As a matter of economy, the larger sizes of reamers are sometimes made in the form of shell reamers, as shown in Figs. 67 and 68. As several reamers may be used on the same arbor, there is a considerable saving in cost of material.
Size or Hole (in).
Fig. 66. Form of Cut Made by Circular Saw.
Fig. 66. Form of Cut Made by Hand Saw.
Table III gives the size and length of shell reamers from 1 inch to 3 inches in diameter, together with the size of holes, and width and depth of tongue slot.

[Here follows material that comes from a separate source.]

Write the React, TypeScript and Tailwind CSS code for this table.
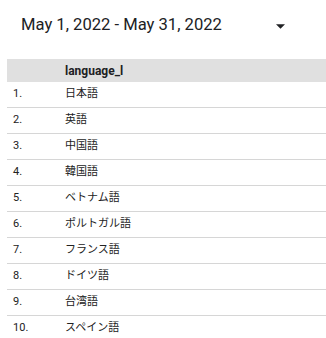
import React from 'react';

const languages = [
  '日本語',
  '英語',
  '中国語',
  '韓国語',
  'ベトナム語',
  'ポルトガル語',
  'フランス語',
  'ドイツ語',
  '台湾語',
  'スペイン語',
];

const font = { fontFamily: 'Roboto, "Noto Sans CJK JP", sans-serif' };

const App: React.FC = () => {
  return (
    <div className="w-[326px] h-[338px] overflow-hidden bg-white" style={font}>
      <div className="flex items-center justify-between h-[50px] pl-[21px] pr-[41px]">
        <span className="text-[16.6px] text-[#202124]">May 1, 2022 - May 31, 2022</span>
        <svg width="9" height="5" viewBox="0 0 10 5" className="mt-[2px]">
          <path d="M0 0h10L5 5z" fill="#202124" />
        </svg>
      </div>
      <div className="ml-[7px] mt-[9px]">
        <div className="flex items-center h-[23px] bg-[#e0e0e0] text-[12px] font-bold text-[#202124]">
          <span className="w-[58px]" />
          <span>language_l</span>
        </div>
        {languages.map((lang, i) => (
          <div
            key={lang}
            className="flex items-center h-[26px] border-b border-[#d6d6d6] text-[11px] text-[#222]"
          >
            <span className="w-[58px] pl-[6px]">{i + 1}.</span>
            <span>{lang}</span>
          </div>
        ))}
      </div>
    </div>
  );
};

export default App;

After drilling a hole 1/15 inch smaller than finish size, the blank should be placed on a mandrel, and a heavy chip taken to remove all the original surface. The drill is annealed, and then placed in a chuck on the lathe and the hole bored .006-inch smaller than finish size. After being put on a mandrel, the ends should be faced to length and the outside diameter turned, leaving .010 to .015 inch on the cutting part for grinding. The balance of the reamer should be turned to size. If it is to be a rose reamer, the edge should be chamfered the proper amount.
The reamer should be held in a chuck on the spiral head spindle in the milling machine, and the tongue slot cut.

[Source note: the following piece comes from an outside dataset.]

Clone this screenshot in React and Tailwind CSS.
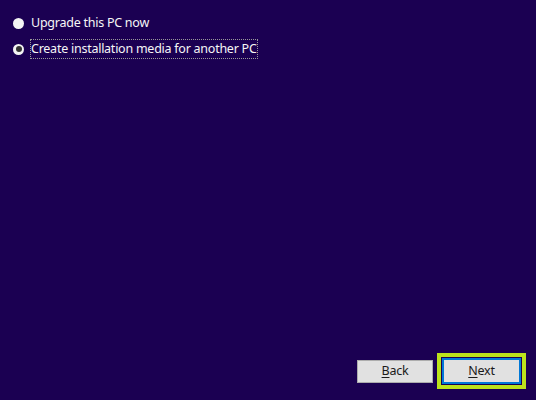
export default function App() {
  const font = { fontFamily: '"Noto Sans", "Open Sans", sans-serif' };
  return (
    <div
      className="w-[536px] h-[400px] bg-[#1b0052] flex flex-col justify-between text-[#f6f6f6] text-[12.5px] tracking-[-0.25px] overflow-hidden"
      style={font}
    >
      <div className="flex flex-col gap-[6px] pt-[13px] pl-[13px]">
        <div className="flex items-center h-[20px]">
          <span className="w-[11px] h-[11px] rounded-full bg-[#f4f4f4] shrink-0" />
          <span className="ml-[6px] px-0 h-[20px] leading-[18px] border border-transparent">Upgrade this PC now</span>
        </div>
        <div className="flex items-center h-[20px]">
          <span className="w-[11px] h-[11px] rounded-full bg-[#f4f4f4] shrink-0 flex items-center justify-center">
            <span className="w-[6px] h-[6px] rounded-full bg-[#333333]" />
          </span>
          <span className="ml-[6px] px-0 h-[20px] leading-[18px] border border-dotted border-[#9a9a9a]">
            Create installation media for another PC
          </span>
        </div>
      </div>
      <div className="flex justify-end items-center gap-[4px] pr-[10px] pb-[11px]">
        <button className="w-[76px] h-[23px] bg-[#e1e1e1] border border-[#adadad] text-[#1a1a1a] text-[12.5px] leading-none flex items-center justify-center" style={font}>
          <span><span className="underline underline-offset-2">B</span>ack</span>
        </button>
        <div className="w-[89px] h-[36px] border-[4px] border-[#bce21c] bg-[#1b0052] p-[1px]">
          <button className="w-full h-full bg-[#e1e1e1] border-[2px] border-[#0078d7] text-[#1a1a1a] text-[12.5px] leading-none flex items-center justify-center" style={font}>
            <span><span className="underline underline-offset-2">N</span>ext</span>
          </button>
        </div>
      </div>
    </div>
  );
}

Fig. 67. Plain Shell Reamer.
Courtesy of Brown. and Sharpe Manufacturing Company, Providence, Rhode Island.
Fig. 68. Rose Shell Reamer.
Courtesy of Brown and Sharpe Manufacturing Company, Providence, Rhode Island.
In order to get the slot central with the outside of the reamer, a cutter somewhat narrower than the desired slot should be used, which should be set as centrally as possible by measurement, a cut taken, the spiral head turned one-half way round, and another cut taken; the width of the slot should be measured, and the saddle of the machine moved by means of the graduated adjusting screw one-half the amount necessary to make the slot of the right width. The reamer may be placed on a mandrel, between centers on the milling machine, and the flutes cut.
The reamer should be heated for hardening in some receptacle, in order that the fire may not come in direct contact with it. When it reaches a low uniform red heat, it may be placed on a wire hook, plunged into the bath and worked up and down rapidly until all trace of red has disappeared, and should be left in the bath until cold. When cold, it may be heated to prevent cracking from internal strains. If it is to be a rose reamer, it may be left dead hard; if it is to be a fluted reamer, the temper should be drawn to a straw color. The hole should be ground to fit the shank on which it is to be used, or to fit a plug gage, if there is one for the purpose. The reamer may then be placed on a mandrel and ground according to the general directions given for grinding reamers.
The holes in shell reamers are sometimes made tapering - the end of the arbor being made of a corresponding taper - to avoid the necessity of grinding the holes, as any slight change in the size, resulting from hardening, would be compensated for by the taper hole.
These are made as shown in Fig. 69. The shank B and the end A to receive the reamer, are made in one piece. The collar C having two tongues to engage in the slots in the reamer, is made of tool steel; the hole is made of a size that allows it to slide over A. When in position, a hole is drilled through both collar and arbor and the pin D driven in.
When making the collar, the hole is drilled and reamed; the collar is placed on a mandrel, the ends faced to length, and the collar turned to proper diameter. It is then removed from the mandrel, and the tongues are milled. While this is being done, the collar is held in the chuck on the spindle of the spiral head, and a side milling cutter is used. One side is milled, the spiral-head spindle turned one-half revolution, and the opposite side milled; the thickness is measured, and the saddle moved enough to bring the tongues to the required thickness, when the finish cut is taken on each side. After putting on the arbor and drilling the pinhole, the collar is removed and spring-tempered. It may now be placed on the arbor, and the pin driven in place.
Fig. 69. Typical Arbor for Shell Reamers.
When the shell reamer is made with a taper hole, the arbor is made with the end A of a corresponding taper. Otherwise the construction would be the same as for shell reamers having straight holes.